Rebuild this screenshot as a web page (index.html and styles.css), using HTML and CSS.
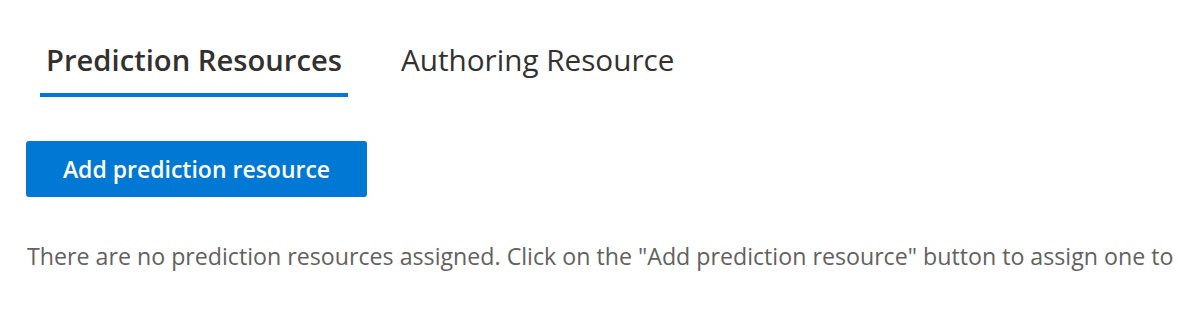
FILE: index.html
```html
<!DOCTYPE html>
<html>
<head>
<meta charset="utf-8">
<link rel="stylesheet" href="styles.css">
</head>
<body>
<div class="page">
  <div class="tabs">
    <div class="tab active">Prediction Resources</div>
    <div class="tab">Authoring Resource</div>
  </div>
  <div class="actions">
    <button class="primary">Add prediction resource</button>
  </div>
  <p class="empty">There are no prediction resources assigned. Click on the "Add prediction resource" button to assign one to</p>
</div>
</body>
</html>
```
FILE: styles.css
```css
html, body {
  margin: 0;
  padding: 0;
  background: #ffffff;
}
body {
  font-family: "Open Sans", "Noto Sans", sans-serif;
  overflow: hidden;
}
.page {
  padding: 40px 0 0 26px;
}
.tabs {
  display: flex;
  margin-left: 14px;
  gap: 47px;
}
.tab {
  font-size: 29.7px;
  line-height: 40px;
  color: #323130;
  padding: 0 6px 13px;
  border-bottom: 4px solid transparent;
}
.tab.active {
  font-size: 29.2px;
  font-weight: 600;
  border-bottom-color: #0078d4;
}
.actions {
  margin-top: 44px;
}
.primary {
  display: block;
  background: #0078d4;
  color: #ffffff;
  border: none;
  border-radius: 3px;
  width: 341px;
  height: 56px;
  font-family: inherit;
  font-size: 23px;
  font-weight: 600;
  cursor: pointer;
}
.empty {
  margin: 43px 0 0 1px;
  font-size: 23.2px;
  color: #636160;
  white-space: nowrap;
}
```
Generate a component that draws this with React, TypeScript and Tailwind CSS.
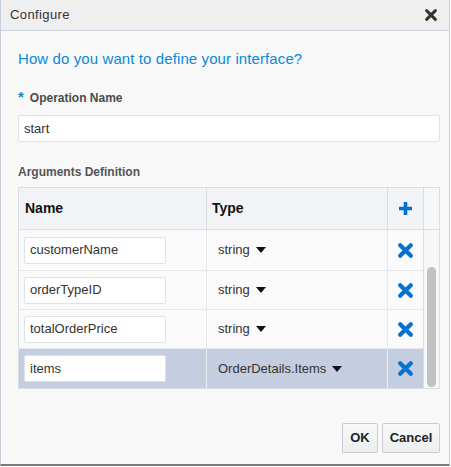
const rows = [
  { name: "customerName", type: "string", h: "h-[41px]" },
  { name: "orderTypeID", type: "string", h: "h-[39px]" },
  { name: "totalOrderPrice", type: "string", h: "h-[39px]" },
  { name: "items", type: "OrderDetails.Items", h: "h-[39px]", selected: true },
]

function Caret() {
  return (
    <svg width="10" height="6" viewBox="0 0 10 6" className="ml-[6px]">
      <path d="M0 0h10L5 6z" fill="#111" />
    </svg>
  )
}

function Cross({ size, color, w }: { size: number; color: string; w: number }) {
  return (
    <svg width={size} height={size} viewBox="0 0 16 16">
      <path d="M3 3L13 13M13 3L3 13" stroke={color} strokeWidth={w} strokeLinecap="round" />
    </svg>
  )
}

function PlusIcon() {
  return (
    <svg width="15" height="15" viewBox="0 0 15 15">
      <path d="M7.5 1v13M1 7.5h13" stroke="#0572ce" strokeWidth="3.6" />
    </svg>
  )
}

export default function App() {
  return (
    <div className="w-[451px] h-[467px] bg-white font-['Liberation_Sans',Arial,sans-serif]">
      <div className="w-[450px] h-[466px] flex flex-col border-l border-r border-[#c7cfd9] border-b-2 border-b-[#7a7a7a] bg-[#f8f8f8]">
        <div className="h-[31px] shrink-0 flex items-center justify-between pl-[9px] pr-[11px] bg-[#efefef] border-b border-[#c9d1db]">
          <span className="text-[13px] tracking-[0.4px] text-[#333]">Configure</span>
          <Cross size={14} color="#333" w={3.4} />
        </div>

        <div className="flex-1 flex flex-col pl-[17px] pr-[9px]">
          <h1 className="mt-[18px] text-[15px] leading-[20px] tracking-[0.1px] text-[#0b8ad6]">
            How do you want to define your interface?
          </h1>

          <div className="mt-[20px] flex items-baseline gap-[6px] text-[12px] font-bold text-[#4a4a4a]">
            <span className="text-[#0b8ad6] text-[15px] leading-[12px]">*</span>
            <span>Operation Name</span>
          </div>
          <div className="mt-[8px] h-[27px] w-[422px] bg-white border border-[#dfe2e6] rounded-[2px] flex items-center px-[5px] text-[13px] text-[#333]">
            start
          </div>

          <div className="mt-[21px] text-[12px] font-bold text-[#555]">Arguments Definition</div>

          <div className="mt-[6px] w-[422px] border border-[#d9dee5] flex">
            <div className="flex-1 flex flex-col">
              <div className="h-[42px] flex bg-[#f1f3f6] border-b border-[#d9dee5] text-[14px] font-bold text-[#111]">
                <div className="w-[188px] border-r border-[#d9dee5] flex items-center pl-[6px]">Name</div>
                <div className="w-[181px] border-r border-[#d9dee5] flex items-center pl-[5px]">Type</div>
                <div className="flex-1 flex items-center justify-center">
                  <PlusIcon />
                </div>
              </div>
              {rows.map((r, i) => (
                <div
                  key={i}
                  className={`${r.h} flex text-[13px] text-[#333] ${i < rows.length - 1 ? "border-b border-[#e6e8eb]" : ""} ${r.selected ? "bg-[#c5cde0]" : "bg-[#fafafa]"}`}
                >
                  <div className={`w-[188px] border-r ${r.selected ? "border-[#e8ecf3]" : "border-[#e6e8eb]"} flex items-center pl-[5px]`}>
                    <div className="w-[142px] h-[27px] bg-white border border-[#dfe2e6] rounded-[2px] flex items-center px-[5px]">
                      {r.name}
                    </div>
                  </div>
                  <div className={`w-[181px] border-r ${r.selected ? "border-[#e8ecf3]" : "border-[#e6e8eb]"} flex items-center pl-[11px]`}>
                    <span>{r.type}</span>
                    <Caret />
                  </div>
                  <div className="flex-1 flex items-center justify-center">
                    <Cross size={17} color="#0572ce" w={4} />
                  </div>
                </div>
              ))}
            </div>
            <div className="w-[16px] flex flex-col border-l border-[#d9dee5]">
              <div className="h-[42px] bg-[#f6f7f9] border-b border-[#d9dee5]" />
              <div className="flex-1 bg-[#f7f7f7] flex flex-col items-center justify-end pb-[1px]">
                <div className="w-[9px] h-[120px] rounded-full bg-[#c1c1c1]" />
              </div>
            </div>
          </div>

          <div className="mt-auto mb-[11px] flex justify-end gap-[4px]">
            <button className="h-[30px] w-[36px] border border-[#c9ccd0] rounded-[2px] bg-gradient-to-b from-[#f8f8f8] to-[#eceeef] text-[13px] font-bold text-[#222]">
              OK
            </button>
            <button className="h-[30px] w-[58px] border border-[#c9ccd0] rounded-[2px] bg-gradient-to-b from-[#f8f8f8] to-[#eceeef] text-[13px] font-bold text-[#222]">
              Cancel
            </button>
          </div>
        </div>
      </div>
    </div>
  )
}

#### DIRECTIONS FOR THIS TASK
Copy every line in the entries above that has the string "index" in it.

#### RESULT FOR THIS EXERCISE
Rebuild this screenshot as a web page (index.html and styles.css), using HTML and CSS.
FILE: index.html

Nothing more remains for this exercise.